As the mother of a three-year-old girl, Martin said it was an intense experience which required a lot of attention, time and energy - and coupled with her need to grow her fledgling business.
Martin said, “When I have to decide what is priority, my self-care often suffers.”
Joking that she had gained 50 pounds, now had permanent bags under her eyes and was unable to sleep through an entire night, Martin went on, “I recently hired an assistant and a salesperson but I need a much larger team.”
She said when it came to the make-up market in T&T, “There is a high demand. It is almost like an addiction as people buy for collection and there are also MUA who want to try new products and there are make-up enthusiasts.”

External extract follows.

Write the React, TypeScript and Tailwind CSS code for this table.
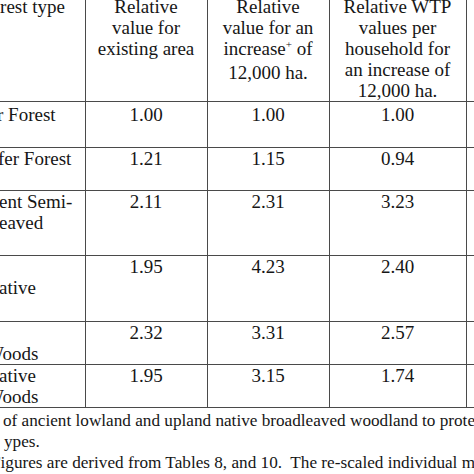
import React from "react";

const rows: { left: [string, number][]; h: string; pt: string; v: [string, string, string] }[] = [
  { left: [["r Forest", -3]], h: "h-[46px]", pt: "pt-[2px]", v: ["1.00", "1.00", "1.00"] },
  { left: [["fer Forest", -2]], h: "h-[43px]", pt: "pt-0", v: ["1.21", "1.15", "0.94"] },
  { left: [["ent Semi-", -1], ["eaved", -1]], h: "h-[65px]", pt: "pt-0", v: ["2.11", "2.31", "3.23"] },
  { left: [["\u00a0", 0], ["ative", -1]], h: "h-[66px]", pt: "pt-0", v: ["1.95", "4.23", "2.40"] },
  { left: [["\u00a0", 0], ["Woods", -14]], h: "h-[43px]", pt: "pt-0", v: ["2.32", "3.31", "2.57"] },
  { left: [["ative", -1], ["Woods", -14]], h: "h-[43px]", pt: "pt-0", v: ["1.95", "3.15", "1.74"] },
];

export default function App() {
  const cell = "border border-[#4a4a4a] align-top p-0";
  return (
    <div className="w-[474px] h-[474px] overflow-hidden bg-white font-['Liberation_Serif',serif] text-[19px] leading-[21px] text-[#161616]">
      <table className="border-collapse table-fixed w-[546px] -mt-[4px]">
        <colgroup>
          <col className="w-[85px]" />
          <col className="w-[122px]" />
          <col className="w-[122px]" />
          <col className="w-[137px]" />
          <col className="w-[80px]" />
        </colgroup>
        <tbody>
          <tr className="h-[105px]">
            <td className={`${cell} border-l-0 border-t-0`}>
              <div className="-ml-[20px] whitespace-nowrap">Forest type</div>
            </td>
            <td className={`${cell} border-t-0 text-center`}>
              <div>Relative</div>
              <div>value for</div>
              <div>existing area</div>
            </td>
            <td className={`${cell} border-t-0 text-center`}>
              <div>Relative</div>
              <div>value for an</div>
              <div>
                increase<span className="text-[11px] relative -top-[7px]">+</span> of
              </div>
              <div>12,000 ha.</div>
            </td>
            <td className={`${cell} border-t-0 text-center`}>
              <div>Relative WTP</div>
              <div>values per</div>
              <div>household for</div>
              <div>an increase of</div>
              <div>12,000 ha.</div>
            </td>
            <td className={`${cell} border-t-0 border-r-0`}></td>
          </tr>
          {rows.map((r, i) => (
            <tr key={i} className={r.h}>
              <td className={`${cell} border-l-0 ${r.pt}`}>
                {r.left.map(([t, m], j) => (
                  <div key={j} className="whitespace-nowrap" style={{ marginLeft: m }}>
                    {t}
                  </div>
                ))}
              </td>
              {r.v.map((v, j) => (
                <td key={j} className={`${cell} text-center ${r.pt}`}>
                  {v}
                </td>
              ))}
              <td className={`${cell} border-r-0`}></td>
            </tr>
          ))}
        </tbody>
      </table>
      <div className="whitespace-pre text-[17.2px] leading-[21px] mt-[2px]">
        <div className="ml-[3px]">of ancient lowland and upland native broadleaved woodland to protect</div>
        <div className="ml-[4px]">ypes.</div>
        <div className="-ml-[9px]">Figures are derived from Tables 8, and 10.  The re-scaled individual means</div>
      </div>
    </div>
  );
}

Martin admitted that a few years ago, “I crumbled under the pressure because I wanted to keep everyone happy.”
That experience she claimed, has taught her it was impossible to keep everyone happy but also reinforced the stark reality that, “When Mo shuts down, the business shuts down.”
Gesturing to the surroundings from where she now operates from, Martin said her mother was very accommodating and supportive of her thrust to expand the business.
Hoping to soon introduce mascara and foundation, Martin said, “When you look at the make-up industry since the 1900’s, the demand has not slowed down, it’s just the trends have changed so I want to tap into that because there is a lot of exponential growth in this area.”
Describing make-up as a transformative tool, Martin said while she never produces more than 200 units of any one product at a single time—the support from the local MUA tended to vary as there were some persons who loved her products and constantly acted as a “cheer squad.”
Ignoring the naysayers, Martin said she refused to engage in tit-for-tat as, “I am okay with it because at the end of the day, my intention is to grow this brand and make it more successful than it is now.”